**AVAILABLE DATA**
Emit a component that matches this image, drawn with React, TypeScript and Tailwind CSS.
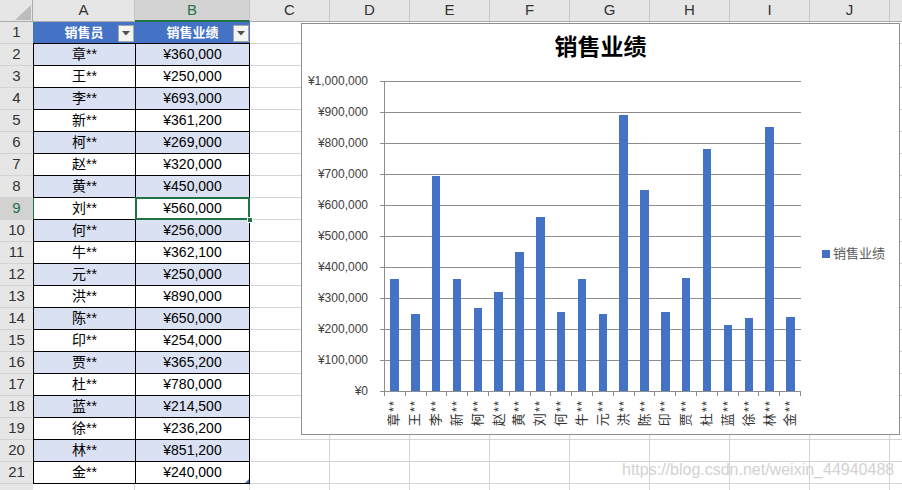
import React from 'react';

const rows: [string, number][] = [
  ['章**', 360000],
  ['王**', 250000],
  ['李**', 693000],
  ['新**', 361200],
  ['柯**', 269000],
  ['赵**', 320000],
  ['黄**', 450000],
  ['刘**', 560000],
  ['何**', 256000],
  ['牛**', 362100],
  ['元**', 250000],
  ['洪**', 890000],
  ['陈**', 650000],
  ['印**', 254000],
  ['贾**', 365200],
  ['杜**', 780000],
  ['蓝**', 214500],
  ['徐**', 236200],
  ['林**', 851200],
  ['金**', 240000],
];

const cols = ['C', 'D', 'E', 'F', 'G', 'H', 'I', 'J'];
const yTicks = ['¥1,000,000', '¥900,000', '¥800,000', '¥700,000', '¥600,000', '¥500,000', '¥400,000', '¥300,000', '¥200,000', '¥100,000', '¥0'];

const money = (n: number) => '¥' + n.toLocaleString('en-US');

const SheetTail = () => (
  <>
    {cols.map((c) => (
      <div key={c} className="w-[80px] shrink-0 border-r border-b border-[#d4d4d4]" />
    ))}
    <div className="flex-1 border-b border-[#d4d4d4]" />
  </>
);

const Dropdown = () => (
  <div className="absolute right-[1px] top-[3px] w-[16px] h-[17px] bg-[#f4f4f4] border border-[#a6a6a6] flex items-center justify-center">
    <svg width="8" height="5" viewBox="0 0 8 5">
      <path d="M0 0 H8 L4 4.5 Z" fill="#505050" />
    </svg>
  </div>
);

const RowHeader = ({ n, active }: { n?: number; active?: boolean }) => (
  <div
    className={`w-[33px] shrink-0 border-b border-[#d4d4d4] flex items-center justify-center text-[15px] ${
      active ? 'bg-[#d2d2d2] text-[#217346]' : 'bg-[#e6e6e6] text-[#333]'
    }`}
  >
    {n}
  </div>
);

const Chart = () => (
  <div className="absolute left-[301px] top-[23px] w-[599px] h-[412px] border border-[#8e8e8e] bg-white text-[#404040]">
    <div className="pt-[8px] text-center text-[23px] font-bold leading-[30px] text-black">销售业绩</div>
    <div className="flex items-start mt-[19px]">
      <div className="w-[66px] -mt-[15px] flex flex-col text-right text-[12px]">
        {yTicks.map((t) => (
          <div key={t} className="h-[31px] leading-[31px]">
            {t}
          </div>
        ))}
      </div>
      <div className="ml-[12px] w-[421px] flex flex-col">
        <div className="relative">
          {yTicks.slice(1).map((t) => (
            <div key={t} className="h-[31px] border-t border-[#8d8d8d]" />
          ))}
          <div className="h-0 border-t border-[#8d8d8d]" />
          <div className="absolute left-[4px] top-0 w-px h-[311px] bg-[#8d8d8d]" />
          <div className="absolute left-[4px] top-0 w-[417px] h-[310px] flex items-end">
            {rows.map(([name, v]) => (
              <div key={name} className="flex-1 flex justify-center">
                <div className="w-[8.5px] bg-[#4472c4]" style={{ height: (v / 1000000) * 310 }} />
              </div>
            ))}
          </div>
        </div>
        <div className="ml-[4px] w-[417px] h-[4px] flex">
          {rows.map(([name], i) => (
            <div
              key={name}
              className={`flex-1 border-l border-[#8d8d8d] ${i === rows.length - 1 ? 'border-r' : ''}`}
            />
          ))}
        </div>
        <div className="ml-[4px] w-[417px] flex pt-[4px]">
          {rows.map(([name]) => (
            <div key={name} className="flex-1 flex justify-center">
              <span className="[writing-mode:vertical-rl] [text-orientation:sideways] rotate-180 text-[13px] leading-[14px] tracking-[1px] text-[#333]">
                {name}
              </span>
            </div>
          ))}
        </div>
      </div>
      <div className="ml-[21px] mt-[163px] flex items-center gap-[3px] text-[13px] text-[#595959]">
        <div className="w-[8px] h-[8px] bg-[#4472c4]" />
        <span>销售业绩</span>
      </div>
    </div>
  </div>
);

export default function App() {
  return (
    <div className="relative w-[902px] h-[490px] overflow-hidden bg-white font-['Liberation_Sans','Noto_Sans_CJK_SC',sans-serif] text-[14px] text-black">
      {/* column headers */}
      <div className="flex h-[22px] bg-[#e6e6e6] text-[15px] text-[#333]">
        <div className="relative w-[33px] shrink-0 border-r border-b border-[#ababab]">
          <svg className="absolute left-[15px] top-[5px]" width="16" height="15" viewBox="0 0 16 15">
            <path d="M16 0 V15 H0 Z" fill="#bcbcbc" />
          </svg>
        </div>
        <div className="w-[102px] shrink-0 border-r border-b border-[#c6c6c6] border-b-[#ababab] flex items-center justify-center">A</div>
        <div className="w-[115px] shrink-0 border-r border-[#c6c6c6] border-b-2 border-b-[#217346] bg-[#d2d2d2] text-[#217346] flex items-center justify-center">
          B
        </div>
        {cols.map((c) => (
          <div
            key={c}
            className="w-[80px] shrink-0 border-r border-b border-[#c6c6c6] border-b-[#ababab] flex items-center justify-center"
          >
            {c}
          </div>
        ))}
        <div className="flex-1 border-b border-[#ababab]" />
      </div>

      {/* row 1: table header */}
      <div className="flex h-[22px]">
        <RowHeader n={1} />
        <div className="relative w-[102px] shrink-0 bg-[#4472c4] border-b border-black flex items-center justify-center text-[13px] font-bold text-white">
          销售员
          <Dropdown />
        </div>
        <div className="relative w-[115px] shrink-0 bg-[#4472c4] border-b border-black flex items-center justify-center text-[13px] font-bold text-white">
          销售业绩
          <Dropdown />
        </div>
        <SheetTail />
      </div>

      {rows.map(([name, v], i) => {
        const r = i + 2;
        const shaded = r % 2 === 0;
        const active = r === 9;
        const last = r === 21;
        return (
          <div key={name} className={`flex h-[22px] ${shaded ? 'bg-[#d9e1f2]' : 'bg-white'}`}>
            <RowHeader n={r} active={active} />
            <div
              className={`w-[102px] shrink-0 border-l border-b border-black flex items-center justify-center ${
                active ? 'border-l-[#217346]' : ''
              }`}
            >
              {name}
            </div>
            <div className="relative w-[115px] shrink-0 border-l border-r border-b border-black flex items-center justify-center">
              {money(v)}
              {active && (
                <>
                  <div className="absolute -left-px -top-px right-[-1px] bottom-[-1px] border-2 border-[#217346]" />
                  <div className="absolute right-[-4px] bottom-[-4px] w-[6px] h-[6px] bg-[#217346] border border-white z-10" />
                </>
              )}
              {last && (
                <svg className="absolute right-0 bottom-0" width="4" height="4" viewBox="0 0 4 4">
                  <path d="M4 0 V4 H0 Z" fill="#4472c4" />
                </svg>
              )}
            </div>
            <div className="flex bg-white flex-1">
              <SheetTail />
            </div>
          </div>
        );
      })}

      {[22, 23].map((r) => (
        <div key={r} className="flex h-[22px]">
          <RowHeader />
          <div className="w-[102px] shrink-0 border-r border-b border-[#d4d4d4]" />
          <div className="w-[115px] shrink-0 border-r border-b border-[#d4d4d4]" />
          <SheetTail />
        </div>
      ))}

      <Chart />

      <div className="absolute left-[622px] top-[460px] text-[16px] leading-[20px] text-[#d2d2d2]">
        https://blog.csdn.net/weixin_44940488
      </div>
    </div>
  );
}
---
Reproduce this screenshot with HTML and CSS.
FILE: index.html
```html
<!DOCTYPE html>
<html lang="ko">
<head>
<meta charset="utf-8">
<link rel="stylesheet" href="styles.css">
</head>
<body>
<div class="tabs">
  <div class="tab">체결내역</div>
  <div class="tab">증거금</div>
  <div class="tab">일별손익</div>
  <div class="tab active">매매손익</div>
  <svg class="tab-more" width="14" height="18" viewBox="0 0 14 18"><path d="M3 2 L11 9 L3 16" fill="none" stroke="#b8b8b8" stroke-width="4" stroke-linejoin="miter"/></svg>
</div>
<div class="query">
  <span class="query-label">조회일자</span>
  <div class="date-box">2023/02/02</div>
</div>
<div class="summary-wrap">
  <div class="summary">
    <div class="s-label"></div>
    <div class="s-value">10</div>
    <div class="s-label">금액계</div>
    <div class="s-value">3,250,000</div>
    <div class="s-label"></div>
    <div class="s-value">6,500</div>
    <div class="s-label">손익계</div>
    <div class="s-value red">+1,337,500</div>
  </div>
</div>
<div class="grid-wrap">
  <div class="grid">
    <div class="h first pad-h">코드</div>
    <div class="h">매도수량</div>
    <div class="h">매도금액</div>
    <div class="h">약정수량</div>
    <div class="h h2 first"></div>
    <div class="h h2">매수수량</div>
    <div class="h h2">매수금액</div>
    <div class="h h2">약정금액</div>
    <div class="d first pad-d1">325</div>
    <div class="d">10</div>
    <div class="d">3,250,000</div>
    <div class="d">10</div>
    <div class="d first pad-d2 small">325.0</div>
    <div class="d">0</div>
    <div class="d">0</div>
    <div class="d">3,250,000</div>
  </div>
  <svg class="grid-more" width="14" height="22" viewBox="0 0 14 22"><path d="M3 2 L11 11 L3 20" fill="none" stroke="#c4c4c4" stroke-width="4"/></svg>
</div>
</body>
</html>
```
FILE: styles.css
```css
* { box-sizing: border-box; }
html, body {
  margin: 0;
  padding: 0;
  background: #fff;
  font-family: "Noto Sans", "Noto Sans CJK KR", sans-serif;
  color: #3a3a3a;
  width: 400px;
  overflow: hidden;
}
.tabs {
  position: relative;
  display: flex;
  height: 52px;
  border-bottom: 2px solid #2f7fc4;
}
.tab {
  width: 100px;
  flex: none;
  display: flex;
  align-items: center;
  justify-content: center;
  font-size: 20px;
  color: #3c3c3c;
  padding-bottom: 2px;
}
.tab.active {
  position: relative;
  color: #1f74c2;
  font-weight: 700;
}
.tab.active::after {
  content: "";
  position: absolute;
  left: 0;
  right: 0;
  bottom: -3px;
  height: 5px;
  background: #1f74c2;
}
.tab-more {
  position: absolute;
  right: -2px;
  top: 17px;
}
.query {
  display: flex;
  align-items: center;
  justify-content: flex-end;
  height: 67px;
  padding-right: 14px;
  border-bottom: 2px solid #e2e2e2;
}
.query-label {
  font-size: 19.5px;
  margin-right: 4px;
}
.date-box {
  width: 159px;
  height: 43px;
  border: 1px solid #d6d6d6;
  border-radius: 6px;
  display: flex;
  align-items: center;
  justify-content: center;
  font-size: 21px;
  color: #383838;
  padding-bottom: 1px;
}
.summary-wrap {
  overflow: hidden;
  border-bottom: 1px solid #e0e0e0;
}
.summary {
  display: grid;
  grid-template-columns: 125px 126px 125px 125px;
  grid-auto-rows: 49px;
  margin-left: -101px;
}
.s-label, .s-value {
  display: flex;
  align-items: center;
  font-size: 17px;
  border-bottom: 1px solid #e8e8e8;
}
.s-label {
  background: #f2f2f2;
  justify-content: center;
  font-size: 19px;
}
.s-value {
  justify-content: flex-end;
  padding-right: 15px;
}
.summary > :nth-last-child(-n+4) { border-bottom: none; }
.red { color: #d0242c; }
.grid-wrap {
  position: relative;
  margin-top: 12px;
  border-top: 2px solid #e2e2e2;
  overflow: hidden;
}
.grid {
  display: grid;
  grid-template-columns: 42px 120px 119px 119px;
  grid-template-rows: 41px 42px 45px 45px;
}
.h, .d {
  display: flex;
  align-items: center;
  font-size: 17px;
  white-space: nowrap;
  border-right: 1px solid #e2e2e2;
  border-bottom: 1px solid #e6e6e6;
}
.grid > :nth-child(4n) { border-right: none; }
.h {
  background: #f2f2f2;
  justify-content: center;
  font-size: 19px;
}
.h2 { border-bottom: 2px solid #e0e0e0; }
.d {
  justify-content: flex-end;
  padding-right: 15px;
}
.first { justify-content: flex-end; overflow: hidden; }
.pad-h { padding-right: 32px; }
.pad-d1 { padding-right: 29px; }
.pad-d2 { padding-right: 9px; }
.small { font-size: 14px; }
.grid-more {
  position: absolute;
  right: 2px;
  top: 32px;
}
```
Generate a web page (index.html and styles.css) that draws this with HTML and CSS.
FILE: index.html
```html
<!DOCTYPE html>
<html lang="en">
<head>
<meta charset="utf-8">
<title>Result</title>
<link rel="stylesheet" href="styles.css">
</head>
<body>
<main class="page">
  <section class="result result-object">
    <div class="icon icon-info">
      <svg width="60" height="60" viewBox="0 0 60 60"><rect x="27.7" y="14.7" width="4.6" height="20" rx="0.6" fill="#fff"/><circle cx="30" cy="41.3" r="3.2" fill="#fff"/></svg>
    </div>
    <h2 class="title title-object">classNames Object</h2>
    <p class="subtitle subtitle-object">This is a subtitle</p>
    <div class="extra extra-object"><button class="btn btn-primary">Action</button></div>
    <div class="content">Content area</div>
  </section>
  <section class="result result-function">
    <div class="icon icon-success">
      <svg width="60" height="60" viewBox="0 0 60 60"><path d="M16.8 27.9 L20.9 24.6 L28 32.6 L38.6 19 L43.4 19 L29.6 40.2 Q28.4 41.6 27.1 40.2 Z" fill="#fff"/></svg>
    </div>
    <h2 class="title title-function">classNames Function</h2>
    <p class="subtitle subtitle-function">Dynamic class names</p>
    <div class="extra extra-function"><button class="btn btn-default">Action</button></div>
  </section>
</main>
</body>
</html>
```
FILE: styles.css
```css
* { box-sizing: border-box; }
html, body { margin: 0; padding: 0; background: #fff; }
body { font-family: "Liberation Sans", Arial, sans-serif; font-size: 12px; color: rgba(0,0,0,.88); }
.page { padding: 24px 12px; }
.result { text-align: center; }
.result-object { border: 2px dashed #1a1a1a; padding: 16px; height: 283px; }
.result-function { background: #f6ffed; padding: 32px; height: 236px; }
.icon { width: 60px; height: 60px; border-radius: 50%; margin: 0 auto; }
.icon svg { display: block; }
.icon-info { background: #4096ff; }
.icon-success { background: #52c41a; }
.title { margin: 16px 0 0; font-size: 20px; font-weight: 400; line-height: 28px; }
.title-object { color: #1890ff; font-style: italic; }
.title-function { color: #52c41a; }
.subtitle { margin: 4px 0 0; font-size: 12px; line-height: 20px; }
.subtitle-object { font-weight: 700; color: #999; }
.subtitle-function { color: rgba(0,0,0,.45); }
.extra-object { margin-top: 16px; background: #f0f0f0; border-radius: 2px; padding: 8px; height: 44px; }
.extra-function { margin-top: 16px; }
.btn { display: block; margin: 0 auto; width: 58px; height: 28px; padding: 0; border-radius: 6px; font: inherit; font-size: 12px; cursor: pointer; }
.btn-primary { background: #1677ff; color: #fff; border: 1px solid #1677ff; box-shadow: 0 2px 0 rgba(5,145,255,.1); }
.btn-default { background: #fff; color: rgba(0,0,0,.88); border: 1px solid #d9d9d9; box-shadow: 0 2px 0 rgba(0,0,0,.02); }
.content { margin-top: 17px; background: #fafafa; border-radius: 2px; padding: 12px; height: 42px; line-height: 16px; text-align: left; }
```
--
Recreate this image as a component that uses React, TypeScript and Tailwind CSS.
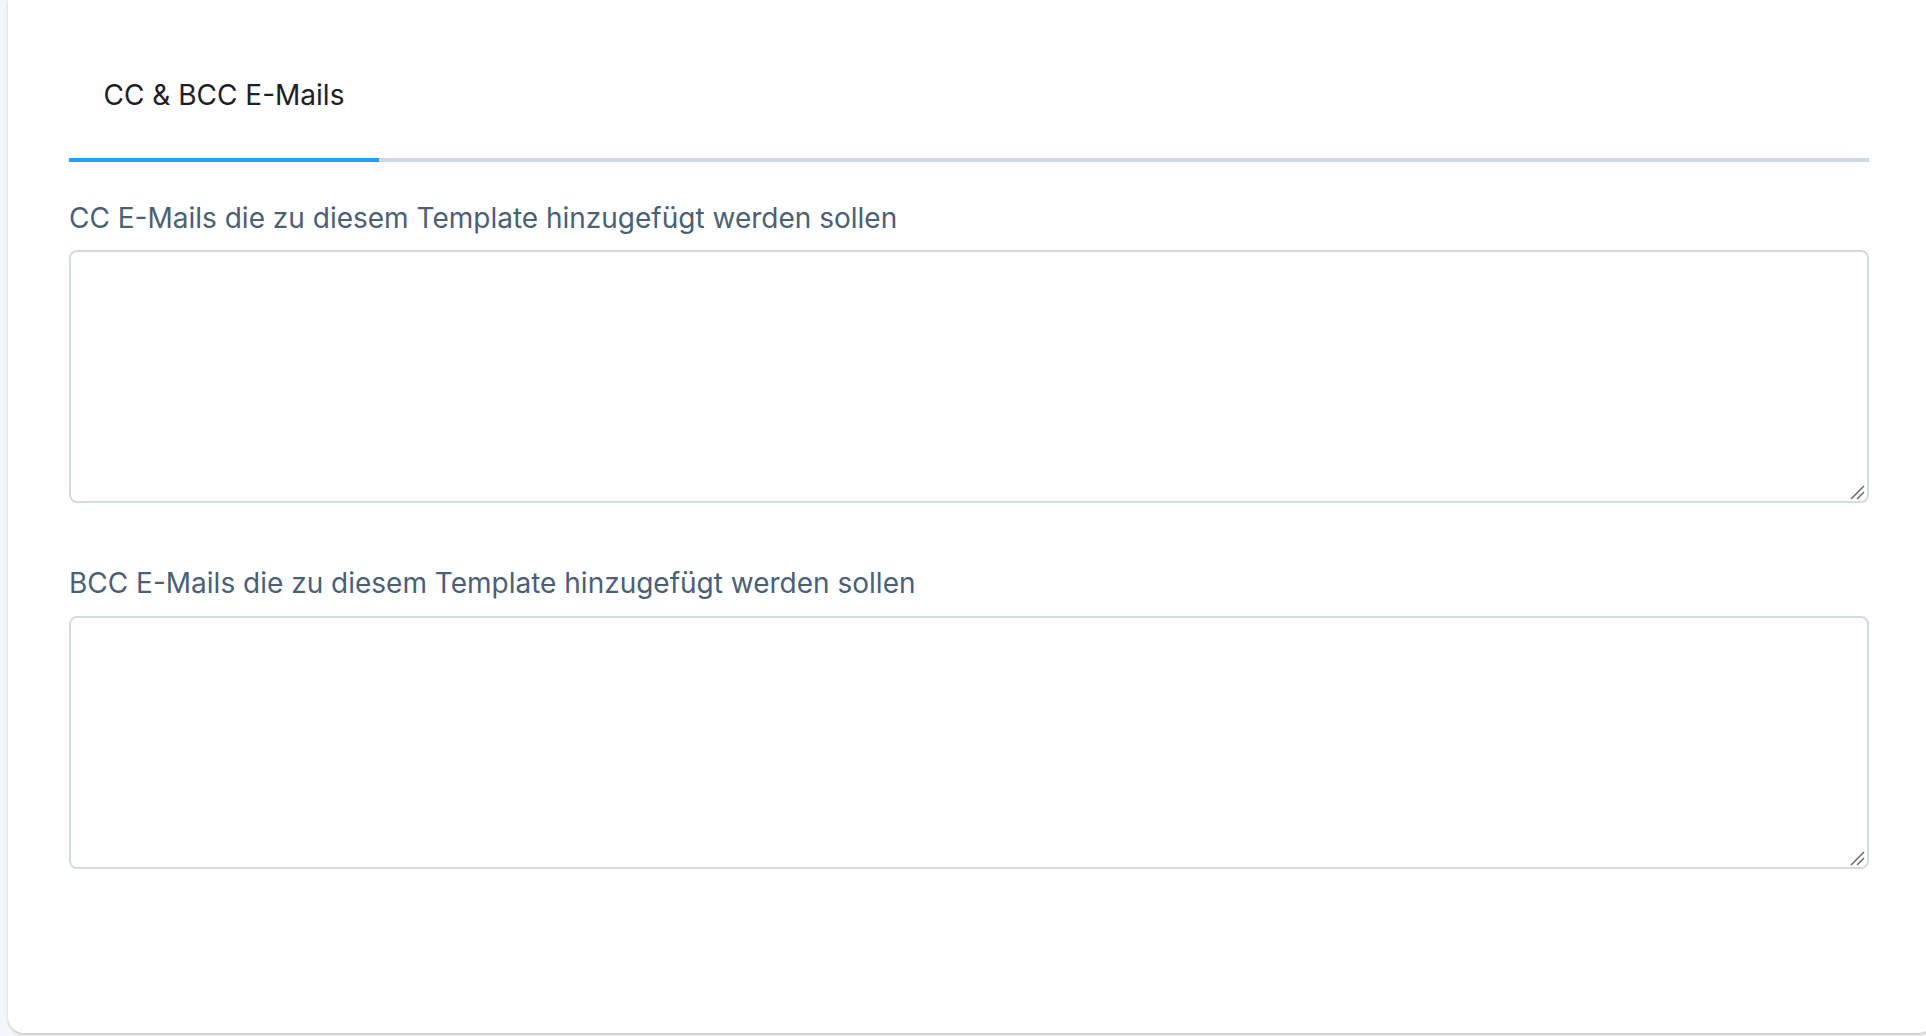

**EXERCISE DETAILS**
Quote only the lines running from the line with "Emit a component" to the line with "const money = (n: number)", ends included, exactly as they appear and without the pictures.

**EXERCISE SOLUTION**
Emit a component that matches this image, drawn with React, TypeScript and Tailwind CSS.
import React from 'react';

const rows: [string, number][] = [
  ['章**', 360000],
  ['王**', 250000],
  ['李**', 693000],
  ['新**', 361200],
  ['柯**', 269000],
  ['赵**', 320000],
  ['黄**', 450000],
  ['刘**', 560000],
  ['何**', 256000],
  ['牛**', 362100],
  ['元**', 250000],
  ['洪**', 890000],
  ['陈**', 650000],
  ['印**', 254000],
  ['贾**', 365200],
  ['杜**', 780000],
  ['蓝**', 214500],
  ['徐**', 236200],
  ['林**', 851200],
  ['金**', 240000],
];

const cols = ['C', 'D', 'E', 'F', 'G', 'H', 'I', 'J'];
const yTicks = ['¥1,000,000', '¥900,000', '¥800,000', '¥700,000', '¥600,000', '¥500,000', '¥400,000', '¥300,000', '¥200,000', '¥100,000', '¥0'];

const money = (n: number) => '¥' + n.toLocaleString('en-US');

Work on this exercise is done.